As long as we have employment above about 3% we do not need to import workers for low paying, low skill, unattractive jobs – there is (when unemployment is at
8.6%) no shortage of Canadians who
should be willing to take those jobs.
But, as long as our elementary and high schools will not teach enough young people what they need to know/do in order to complete six to ten years of scientific/technical post secondary education then we do have to import the people we need to provide our heath care, do our R&D, design our bridges and satellites, programme our computers and so on.
We need a whole lot fewer of the people who lack the skills and knowledge to do the jobs for which we have too few qualified Canadians; conversely, we need a whole lot more of those who can fill those jobs. Put simply: we need more and more Asians – East Asians (mostly Chinese) and South Asians (mostly Indians). Conversely: we need fewer and fewer Africans, Latin Americans, Middle Easterners, West Asians, Caribbean peoples, and so on. Most Europeans and Americans, who come in numbers too small to mention, remain welcome.

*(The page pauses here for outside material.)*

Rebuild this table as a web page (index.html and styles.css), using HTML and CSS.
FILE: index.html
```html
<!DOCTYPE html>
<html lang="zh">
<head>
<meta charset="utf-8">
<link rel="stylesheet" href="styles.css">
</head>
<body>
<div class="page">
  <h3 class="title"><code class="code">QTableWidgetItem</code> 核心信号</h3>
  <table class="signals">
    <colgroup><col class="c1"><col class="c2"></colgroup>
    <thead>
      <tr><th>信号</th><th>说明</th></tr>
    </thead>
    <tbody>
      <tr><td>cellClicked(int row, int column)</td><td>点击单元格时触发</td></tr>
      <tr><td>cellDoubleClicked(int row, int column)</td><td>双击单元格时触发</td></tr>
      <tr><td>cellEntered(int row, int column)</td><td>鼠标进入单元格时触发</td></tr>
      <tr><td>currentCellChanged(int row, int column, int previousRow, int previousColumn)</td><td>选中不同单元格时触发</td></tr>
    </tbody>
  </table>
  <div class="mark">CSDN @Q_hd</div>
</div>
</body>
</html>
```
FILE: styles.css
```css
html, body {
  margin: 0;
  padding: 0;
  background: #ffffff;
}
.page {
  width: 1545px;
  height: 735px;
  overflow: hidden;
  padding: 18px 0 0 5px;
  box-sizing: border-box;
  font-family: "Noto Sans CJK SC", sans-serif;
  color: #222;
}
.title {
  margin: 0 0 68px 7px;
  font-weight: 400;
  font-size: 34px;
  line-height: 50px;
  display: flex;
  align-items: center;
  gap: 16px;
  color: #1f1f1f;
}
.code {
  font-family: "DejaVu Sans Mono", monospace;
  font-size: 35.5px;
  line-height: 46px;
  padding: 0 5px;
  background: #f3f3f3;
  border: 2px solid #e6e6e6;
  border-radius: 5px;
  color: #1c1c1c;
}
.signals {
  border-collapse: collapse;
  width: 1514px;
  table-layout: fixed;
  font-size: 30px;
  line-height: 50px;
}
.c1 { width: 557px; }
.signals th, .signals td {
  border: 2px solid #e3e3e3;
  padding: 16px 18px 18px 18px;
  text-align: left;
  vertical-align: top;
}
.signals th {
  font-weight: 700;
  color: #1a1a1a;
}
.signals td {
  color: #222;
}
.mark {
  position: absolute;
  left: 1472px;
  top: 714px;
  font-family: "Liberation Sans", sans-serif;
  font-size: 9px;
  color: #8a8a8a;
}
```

We need to do a couple of things:
First, and
most importantly – separate immigration and refugee policy and operations from each other. They are not even remotely related, one to another, except that people come to Canada. Immigrants are not refugees and refugees are not immigrants and mixing them, even allowing low level bureaucrats to deal with both together, is poor policy and bad administration.
Second – use the
Notwithstanding clause to deny newcomers Charter protection just because their feet touch Canadian soil. We need to follow Australia’s example. No one “enters” Canada until an immigration or refugee officer decrees, in writing, that one is “landed.” Those who cannot be “landed” can, then, be returned, forthwith, to their point of origin. The business of “landing” anyone, immigrant or refugee, is serious and must be taken seriously by politicians and civil servants.
Third – establish a sane refugee policy. Refugees, by and large, do not want to be immigrants. Some do, but they need to be moved to a different line.
We have a human
duty to provide refuge to those in danger; that refuge need not be, and generally should not be in Canada. Canada should operate and maintain refuge camps near, but not in, dangerous places around the world so that those in need may find a safe haven from which, soon rather than later, we hope, they may be able to return to their own homes.
Part of our refugee policy should involve removing the danger that creates refugees in the first place. Often that will require a robust military capability.
Fourth – find and recruit the immigrants we want rather than just waiting at the counter to see who shows up. Open new immigration offices in India and China – that need not be as expensive as it seems if every single immigration office in Africa, Latin America, the Middle East, West Asia and the Caribbean is closed and those in Europe are cut in half. That doesn’t mean people from regions outside East and South Asia cannot immigrate – it will just take longer to get the paperwork done. Canadian immigration agents should be out visiting universities in China and India looking for the young, smart people we want to come here and help us build our country. They, and their spouses, should be offered quick approvals and, even, assisted passage. We should not cancel the family reunification programme – by which parents and aunts and nieces and nephews come to Canada - but we should make the whole process slightly slower and more difficult.